Archives

The Prado Museum Unveils a copy of the Mona Lisa

Spain Unveils ‘Mona Lisa’ Copy Done  by da Vinci Apprentice

Published February 02, 2012Spain Mona Lisa.jpg

  • A copy of Leonardo da Vinci’s Mona Lisa that was painted at the same time as  the original in the same studio is displayed at the Prado Museum in Madrid  Wednesday Feb. 1, 2012. Spain’s Prado Museum says the copy it has of Leonardo da  Vinci’s Mona Lisa was painted at the same time as the original perhaps making it  the earliest replica of the masterpiece. A museum spokeswoman said the work was  painted side by side with the 16th century original that hangs in the Louvre in  Paris and was done by one of Leonard’s key students. (AP Photo/Paul White) (AP2012)

  • Officials at Spain’s Prado Museum unveiled a copy of Leonardo da Vinci’s  famed “Mona Lisa” painting that was almost certainly painted hand-in-hand with  the Italian polymath by one of his apprentices.

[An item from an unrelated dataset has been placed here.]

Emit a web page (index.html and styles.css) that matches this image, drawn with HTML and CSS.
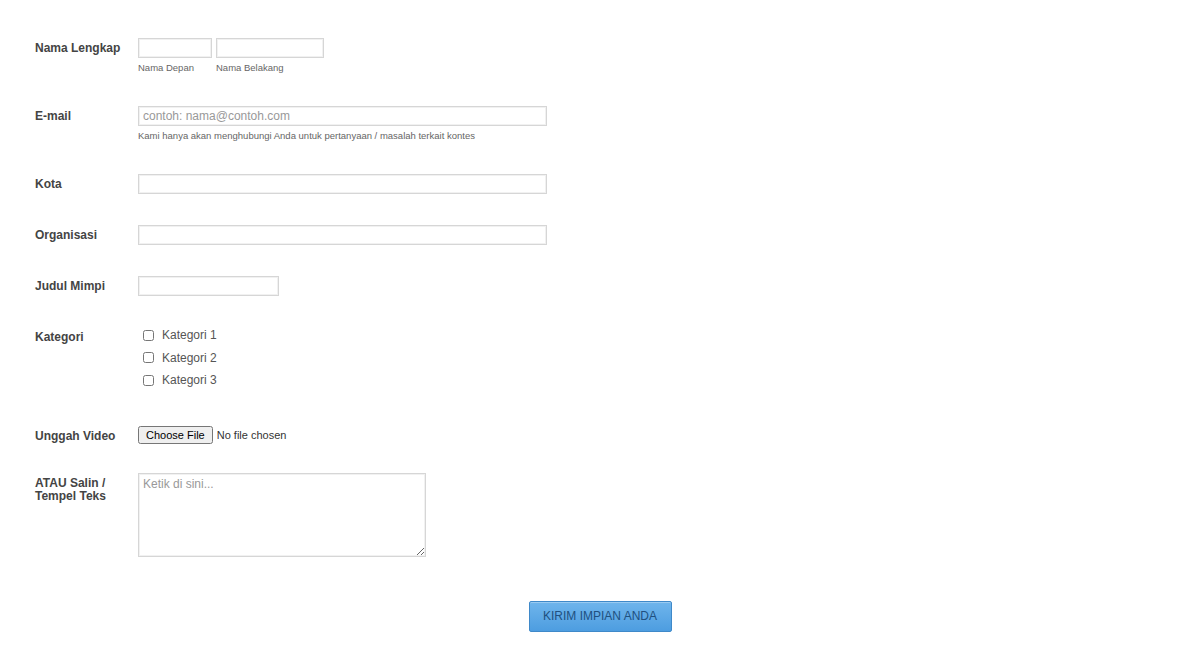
FILE: index.html
```html
<!DOCTYPE html>
<html lang="id">
<head>
  <meta charset="UTF-8">
  <meta name="viewport" content="width=device-width, initial-scale=1.0">
  <title>Kirim Impian Anda</title>
  <link rel="stylesheet" href="styles.css">
</head>
<body>
  <form class="dream-form">
    <div class="row">
      <label class="row-label">Nama Lengkap</label>
      <div class="name-fields">
        <div class="field">
          <input type="text" class="input input-first">
          <span class="sub">Nama Depan</span>
        </div>
        <div class="field">
          <input type="text" class="input input-last">
          <span class="sub">Nama Belakang</span>
        </div>
      </div>
    </div>

    <div class="row">
      <label class="row-label">E-mail</label>
      <div class="field">
        <input type="email" class="input input-wide" placeholder="contoh: nama@contoh.com">
        <span class="sub">Kami hanya akan menghubungi Anda untuk pertanyaan / masalah terkait kontes</span>
      </div>
    </div>

    <div class="row">
      <label class="row-label">Kota</label>
      <input type="text" class="input input-wide">
    </div>

    <div class="row">
      <label class="row-label">Organisasi</label>
      <input type="text" class="input input-wide">
    </div>

    <div class="row">
      <label class="row-label">Judul Mimpi</label>
      <input type="text" class="input input-mid">
    </div>

    <div class="row">
      <label class="row-label">Kategori</label>
      <div class="checks">
        <label class="check"><input type="checkbox"> Kategori 1</label>
        <label class="check"><input type="checkbox"> Kategori 2</label>
        <label class="check"><input type="checkbox"> Kategori 3</label>
      </div>
    </div>

    <div class="row row-upload">
      <label class="row-label">Unggah Video</label>
      <input type="file" class="file">
    </div>

    <div class="row">
      <label class="row-label">ATAU Salin / Tempel Teks</label>
      <textarea class="text-box" placeholder="Ketik di sini..."></textarea>
    </div>

    <div class="submit-wrap">
      <button type="button" class="submit">KIRIM IMPIAN ANDA</button>
    </div>
  </form>
</body>
</html>
```

FILE: styles.css
```css
body {
  margin: 0;
  font-family: "Liberation Sans", Arial, sans-serif;
  color: #333;
  background: #fff;
}

.dream-form {
  padding: 38px 35px 0;
}

.row {
  display: flex;
  align-items: flex-start;
  margin-bottom: 31px;
}

.row-label {
  width: 103px;
  flex-shrink: 0;
  padding-top: 4px;
  font-size: 12px;
  font-weight: bold;
  line-height: 13px;
  color: #444;
}

.name-fields {
  display: flex;
  gap: 4px;
}

.field {
  display: flex;
  flex-direction: column;
}

.sub {
  margin-top: 2px;
  font-size: 9.5px;
  line-height: 15px;
  color: #666;
}

.input {
  box-sizing: border-box;
  height: 20px;
  margin: 0;
  padding: 0 4px;
  border: 1px solid #d6d6d6;
  box-shadow: inset 0 0 0 1px #f1f1f1;
  font-family: inherit;
  font-size: 12px;
  color: #333;
  outline: none;
}

.input::placeholder,
.text-box::placeholder {
  color: #999;
}

.input-first { width: 74px; }
.input-last { width: 108px; }
.input-wide { width: 409px; }
.input-mid { width: 141px; }

.checks {
  display: flex;
  flex-direction: column;
  margin-top: -3px;
  padding-bottom: 3px;
}

.check {
  display: flex;
  align-items: center;
  height: 22.5px;
  font-size: 12px;
  color: #555;
}

.check input {
  width: 11px;
  height: 11px;
  margin: 0 8px 0 5px;
}

.row-upload {
  margin-bottom: 29px;
}

.file {
  font-family: inherit;
  font-size: 11px;
  color: #333;
}

.text-box {
  box-sizing: border-box;
  width: 288px;
  height: 84px;
  margin: 0;
  padding: 3px 4px;
  border: 1px solid #d6d6d6;
  box-shadow: inset 0 0 0 1px #f1f1f1;
  font-family: inherit;
  font-size: 12px;
  color: #333;
  outline: none;
}

.submit-wrap {
  text-align: center;
  margin-top: 44px;
}

.submit {
  width: 143px;
  height: 31px;
  border: 1px solid #3f89c9;
  border-radius: 2px;
  background: linear-gradient(#6fb5ec, #4d9de0);
  box-shadow: inset 0 1px 0 rgba(255, 255, 255, 0.3);
  font-family: inherit;
  font-size: 12px;
  color: #20507f;
  cursor: pointer;
}
```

The stunning find of what the Prado now says is probably the earliest known  copy of La Gioconda will give art lovers and experts an idea of what the Mona  Lisa looked like back in the 16th century, said Gabriele Finaldi, the museum’s  deputy director collections.

“It is as if we were in the same studio, standing at the next easel,” he told  reporters.

The copy has been part of the Prado collection for years and displayed  occasionally but no one paid much attention to it because around the woman in  the Mona Lisa was a stark black background, not the pretty landscape seen in the  original.

Two years ago, to get the copy ready for a da Vinci exhibit later this year  in Paris, where the original hangs in the Louvre, tests were done and this gave  restorers a hint that something lie under the black coat, which was added in the  18th century for reasons not fully understood.

When the black covering was removed, a Tuscan landscape very similar to the  one in the original emerged.

And X-ray tests which allow experts to peek under a painting’s surface to see  how it developed as it was composed showed that changes made in the copy were  similar to changes made to the original as it evolved.

Varnish has also been removed from the Mona Lisa’s face, making it look  brighter and younger than the face coated with cracked, darkish varnish at the  Paris museum.

“You can imagine that this is what the Mona Lisa looked like back in the 16th  century,” Finaldi said.

Miguel Falomir, the Prado’s director for Italian painting, said the copy  gives art lovers and experts a chance “to admire the Mona Lisa with totally  different eyes.”

He and Finaldi said the museum’s best guess is that the copy was done by a da  Vinci apprentice named Francesco Melzi, because of the style observed in it.

Besides the black background, one other difference from the original is the  woman in the copy has eyebrows and the Mona Lisa in the real masterpiece does  not.

There are dozens of the surviving replicas of the masterpiece from the 16th  and 17th centuries.

The Louvre supports the Prado’s new evaluation of the painting, Finaldi  said.

The Prado plans to put it on display later this month before it travels to France for the da  Vinci show.